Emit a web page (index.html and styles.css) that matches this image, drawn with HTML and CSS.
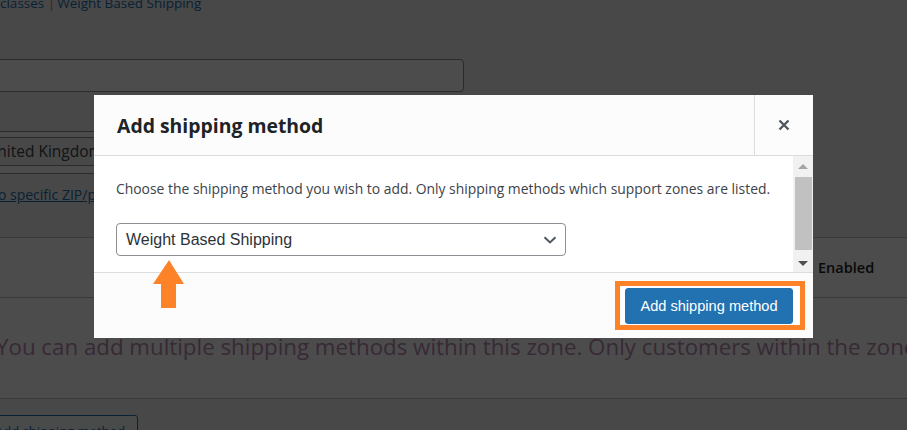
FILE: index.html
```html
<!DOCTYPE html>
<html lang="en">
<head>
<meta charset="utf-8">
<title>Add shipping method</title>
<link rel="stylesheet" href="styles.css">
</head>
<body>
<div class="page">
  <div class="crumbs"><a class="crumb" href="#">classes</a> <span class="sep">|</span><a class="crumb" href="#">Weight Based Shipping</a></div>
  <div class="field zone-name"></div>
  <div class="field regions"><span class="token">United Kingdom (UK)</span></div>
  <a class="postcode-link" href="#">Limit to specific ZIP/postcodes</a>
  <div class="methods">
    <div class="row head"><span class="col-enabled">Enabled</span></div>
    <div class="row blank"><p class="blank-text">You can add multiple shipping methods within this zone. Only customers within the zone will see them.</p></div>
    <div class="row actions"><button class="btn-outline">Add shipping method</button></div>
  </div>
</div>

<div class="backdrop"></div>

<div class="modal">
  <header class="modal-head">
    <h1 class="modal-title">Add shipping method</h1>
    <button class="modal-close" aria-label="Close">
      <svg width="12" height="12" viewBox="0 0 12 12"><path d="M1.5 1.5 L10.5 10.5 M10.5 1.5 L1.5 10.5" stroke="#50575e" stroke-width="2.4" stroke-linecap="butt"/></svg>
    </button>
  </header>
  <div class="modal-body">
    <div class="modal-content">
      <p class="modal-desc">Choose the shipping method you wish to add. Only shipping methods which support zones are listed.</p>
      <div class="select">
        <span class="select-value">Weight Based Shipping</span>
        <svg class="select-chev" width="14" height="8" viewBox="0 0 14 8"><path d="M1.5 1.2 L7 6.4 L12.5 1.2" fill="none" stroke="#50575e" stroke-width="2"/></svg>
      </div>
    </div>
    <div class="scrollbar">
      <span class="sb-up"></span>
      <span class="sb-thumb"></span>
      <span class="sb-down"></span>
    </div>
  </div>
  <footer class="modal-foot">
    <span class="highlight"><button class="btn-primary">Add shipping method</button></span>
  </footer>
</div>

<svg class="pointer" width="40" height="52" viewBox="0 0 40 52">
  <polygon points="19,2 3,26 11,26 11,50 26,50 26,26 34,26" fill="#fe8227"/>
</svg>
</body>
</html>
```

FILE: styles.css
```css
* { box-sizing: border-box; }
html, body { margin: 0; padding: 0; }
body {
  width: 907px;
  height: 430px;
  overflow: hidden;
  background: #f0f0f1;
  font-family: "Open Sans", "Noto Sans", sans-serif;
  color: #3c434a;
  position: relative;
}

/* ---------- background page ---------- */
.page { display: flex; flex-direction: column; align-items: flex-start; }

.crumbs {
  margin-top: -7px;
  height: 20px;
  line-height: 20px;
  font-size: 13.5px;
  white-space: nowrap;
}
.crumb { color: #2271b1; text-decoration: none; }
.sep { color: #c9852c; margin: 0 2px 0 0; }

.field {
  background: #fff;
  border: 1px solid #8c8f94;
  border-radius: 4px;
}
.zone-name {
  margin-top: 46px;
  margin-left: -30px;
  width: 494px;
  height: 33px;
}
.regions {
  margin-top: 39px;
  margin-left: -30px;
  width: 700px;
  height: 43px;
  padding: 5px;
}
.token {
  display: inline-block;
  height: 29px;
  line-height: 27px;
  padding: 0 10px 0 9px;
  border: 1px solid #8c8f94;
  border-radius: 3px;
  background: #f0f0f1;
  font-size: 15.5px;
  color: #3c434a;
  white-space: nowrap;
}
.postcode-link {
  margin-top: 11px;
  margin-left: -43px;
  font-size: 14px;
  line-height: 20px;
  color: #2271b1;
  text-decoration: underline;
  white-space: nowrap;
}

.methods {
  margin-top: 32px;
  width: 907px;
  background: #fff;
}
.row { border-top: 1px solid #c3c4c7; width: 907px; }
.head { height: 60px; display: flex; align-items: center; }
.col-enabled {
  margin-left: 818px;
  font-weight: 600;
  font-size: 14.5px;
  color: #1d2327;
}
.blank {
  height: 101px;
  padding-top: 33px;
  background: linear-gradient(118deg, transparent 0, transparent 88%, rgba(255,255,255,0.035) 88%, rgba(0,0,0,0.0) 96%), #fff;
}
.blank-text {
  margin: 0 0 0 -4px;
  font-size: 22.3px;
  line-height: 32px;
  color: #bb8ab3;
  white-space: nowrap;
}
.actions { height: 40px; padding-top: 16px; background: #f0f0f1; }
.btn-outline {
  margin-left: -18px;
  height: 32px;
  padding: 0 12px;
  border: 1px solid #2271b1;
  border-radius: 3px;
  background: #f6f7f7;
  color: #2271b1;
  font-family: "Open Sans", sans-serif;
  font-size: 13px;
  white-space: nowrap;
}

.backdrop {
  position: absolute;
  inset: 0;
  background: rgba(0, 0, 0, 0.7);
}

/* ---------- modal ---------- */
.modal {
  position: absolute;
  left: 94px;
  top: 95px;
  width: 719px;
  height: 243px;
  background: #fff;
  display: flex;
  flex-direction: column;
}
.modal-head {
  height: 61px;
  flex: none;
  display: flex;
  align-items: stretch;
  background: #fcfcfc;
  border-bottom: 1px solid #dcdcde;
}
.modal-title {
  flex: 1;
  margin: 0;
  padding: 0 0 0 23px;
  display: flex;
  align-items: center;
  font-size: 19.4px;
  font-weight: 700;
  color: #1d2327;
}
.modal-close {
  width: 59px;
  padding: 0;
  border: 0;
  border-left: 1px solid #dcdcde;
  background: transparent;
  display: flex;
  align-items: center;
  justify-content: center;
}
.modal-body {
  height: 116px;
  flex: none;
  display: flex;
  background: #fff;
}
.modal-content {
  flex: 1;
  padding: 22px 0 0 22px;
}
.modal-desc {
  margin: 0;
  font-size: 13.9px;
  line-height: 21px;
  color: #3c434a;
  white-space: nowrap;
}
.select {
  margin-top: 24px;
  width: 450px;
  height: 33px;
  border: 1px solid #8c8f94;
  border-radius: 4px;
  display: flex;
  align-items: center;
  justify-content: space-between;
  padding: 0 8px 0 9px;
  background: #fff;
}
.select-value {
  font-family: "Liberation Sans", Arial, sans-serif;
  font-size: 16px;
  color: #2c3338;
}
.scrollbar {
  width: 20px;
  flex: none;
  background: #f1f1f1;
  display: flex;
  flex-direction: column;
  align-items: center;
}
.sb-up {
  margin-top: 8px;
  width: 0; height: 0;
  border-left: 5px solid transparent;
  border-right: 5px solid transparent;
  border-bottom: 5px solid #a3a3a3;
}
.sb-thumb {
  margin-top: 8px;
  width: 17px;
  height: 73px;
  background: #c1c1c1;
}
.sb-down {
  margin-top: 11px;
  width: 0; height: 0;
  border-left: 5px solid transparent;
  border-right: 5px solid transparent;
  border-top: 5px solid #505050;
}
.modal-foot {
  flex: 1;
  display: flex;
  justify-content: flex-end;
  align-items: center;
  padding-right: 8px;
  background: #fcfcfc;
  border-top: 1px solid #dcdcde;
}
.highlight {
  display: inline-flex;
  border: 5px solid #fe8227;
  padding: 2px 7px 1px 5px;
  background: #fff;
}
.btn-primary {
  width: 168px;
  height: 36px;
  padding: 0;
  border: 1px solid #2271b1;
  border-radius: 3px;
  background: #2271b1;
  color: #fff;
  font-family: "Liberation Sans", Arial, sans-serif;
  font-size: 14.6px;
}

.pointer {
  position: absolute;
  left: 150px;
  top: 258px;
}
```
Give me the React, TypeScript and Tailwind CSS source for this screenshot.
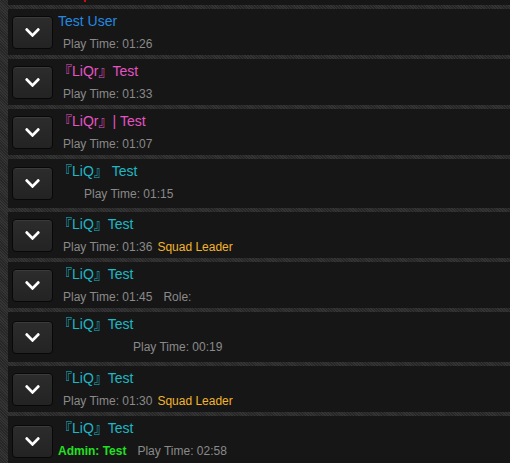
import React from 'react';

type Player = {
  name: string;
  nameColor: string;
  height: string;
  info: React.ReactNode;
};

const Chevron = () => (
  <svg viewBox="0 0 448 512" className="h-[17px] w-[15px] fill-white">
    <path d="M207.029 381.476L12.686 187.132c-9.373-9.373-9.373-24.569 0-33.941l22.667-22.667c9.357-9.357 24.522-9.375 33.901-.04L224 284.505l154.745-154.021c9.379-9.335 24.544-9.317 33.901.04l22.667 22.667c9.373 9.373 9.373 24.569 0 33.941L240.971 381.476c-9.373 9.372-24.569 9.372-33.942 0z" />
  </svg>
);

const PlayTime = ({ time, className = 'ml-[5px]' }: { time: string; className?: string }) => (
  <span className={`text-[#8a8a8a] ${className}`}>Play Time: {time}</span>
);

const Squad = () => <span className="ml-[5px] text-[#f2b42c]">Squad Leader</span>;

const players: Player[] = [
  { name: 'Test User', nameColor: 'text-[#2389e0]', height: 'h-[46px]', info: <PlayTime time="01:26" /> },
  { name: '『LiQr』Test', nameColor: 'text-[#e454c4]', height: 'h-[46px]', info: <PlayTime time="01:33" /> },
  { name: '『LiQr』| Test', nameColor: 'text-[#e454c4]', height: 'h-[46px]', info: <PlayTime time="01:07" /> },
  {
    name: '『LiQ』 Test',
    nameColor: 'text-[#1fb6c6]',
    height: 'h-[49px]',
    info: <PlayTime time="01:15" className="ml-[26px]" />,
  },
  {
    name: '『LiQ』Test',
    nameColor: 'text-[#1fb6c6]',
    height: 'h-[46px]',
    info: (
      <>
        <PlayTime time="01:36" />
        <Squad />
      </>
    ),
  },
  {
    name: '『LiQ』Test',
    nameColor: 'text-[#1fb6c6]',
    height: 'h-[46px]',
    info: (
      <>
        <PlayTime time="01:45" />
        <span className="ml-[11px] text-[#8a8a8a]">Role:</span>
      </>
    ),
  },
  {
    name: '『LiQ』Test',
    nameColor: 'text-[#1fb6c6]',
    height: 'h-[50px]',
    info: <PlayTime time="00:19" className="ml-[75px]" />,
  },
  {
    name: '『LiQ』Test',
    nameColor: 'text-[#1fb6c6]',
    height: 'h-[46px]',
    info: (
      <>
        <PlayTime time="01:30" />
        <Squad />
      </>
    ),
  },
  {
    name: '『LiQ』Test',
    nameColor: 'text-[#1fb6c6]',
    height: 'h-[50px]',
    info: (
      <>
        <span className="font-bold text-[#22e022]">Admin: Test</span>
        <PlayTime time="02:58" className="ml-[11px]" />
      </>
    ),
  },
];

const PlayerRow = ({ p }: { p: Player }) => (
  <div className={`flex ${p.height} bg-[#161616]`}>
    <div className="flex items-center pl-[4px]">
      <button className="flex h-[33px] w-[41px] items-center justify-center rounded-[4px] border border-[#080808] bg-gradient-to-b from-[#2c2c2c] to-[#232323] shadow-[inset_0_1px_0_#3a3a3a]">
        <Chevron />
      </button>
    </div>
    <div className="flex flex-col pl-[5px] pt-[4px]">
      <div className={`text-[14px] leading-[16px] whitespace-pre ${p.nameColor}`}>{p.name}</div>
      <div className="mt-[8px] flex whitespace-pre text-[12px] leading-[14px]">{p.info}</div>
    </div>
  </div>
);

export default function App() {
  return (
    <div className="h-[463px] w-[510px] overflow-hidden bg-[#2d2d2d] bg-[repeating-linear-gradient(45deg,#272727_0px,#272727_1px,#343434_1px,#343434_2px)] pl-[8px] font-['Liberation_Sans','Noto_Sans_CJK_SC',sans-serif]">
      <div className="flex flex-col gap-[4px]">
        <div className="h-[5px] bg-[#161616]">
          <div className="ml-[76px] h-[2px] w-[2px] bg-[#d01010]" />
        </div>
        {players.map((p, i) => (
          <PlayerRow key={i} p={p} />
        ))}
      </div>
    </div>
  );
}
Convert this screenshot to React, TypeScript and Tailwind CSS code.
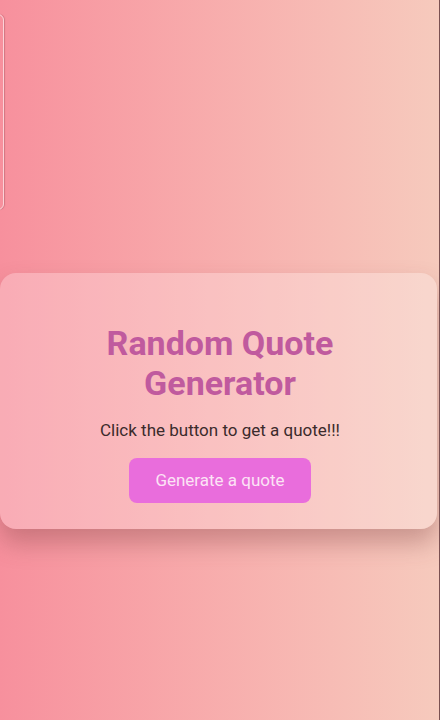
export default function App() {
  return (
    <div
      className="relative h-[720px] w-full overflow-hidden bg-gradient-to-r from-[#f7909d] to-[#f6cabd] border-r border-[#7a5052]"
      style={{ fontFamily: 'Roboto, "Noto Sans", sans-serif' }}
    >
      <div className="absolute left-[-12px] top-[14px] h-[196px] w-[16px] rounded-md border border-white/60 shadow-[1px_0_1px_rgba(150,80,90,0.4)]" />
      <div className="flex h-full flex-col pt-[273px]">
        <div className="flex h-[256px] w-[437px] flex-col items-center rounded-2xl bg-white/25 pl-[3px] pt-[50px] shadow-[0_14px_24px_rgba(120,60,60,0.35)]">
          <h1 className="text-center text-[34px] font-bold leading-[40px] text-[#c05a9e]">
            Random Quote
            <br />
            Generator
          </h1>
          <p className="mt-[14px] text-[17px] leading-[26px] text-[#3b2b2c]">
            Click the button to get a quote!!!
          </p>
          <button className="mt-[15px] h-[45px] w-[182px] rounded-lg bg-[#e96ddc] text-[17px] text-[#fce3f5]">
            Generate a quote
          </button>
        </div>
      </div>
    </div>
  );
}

====

◆ To be done: Pull out all lines from the entries above in which the word "TypeScript" appears.

◆ Answer for this exercise:
Give me the React, TypeScript and Tailwind CSS source for this screenshot.
Convert this screenshot to React, TypeScript and Tailwind CSS code.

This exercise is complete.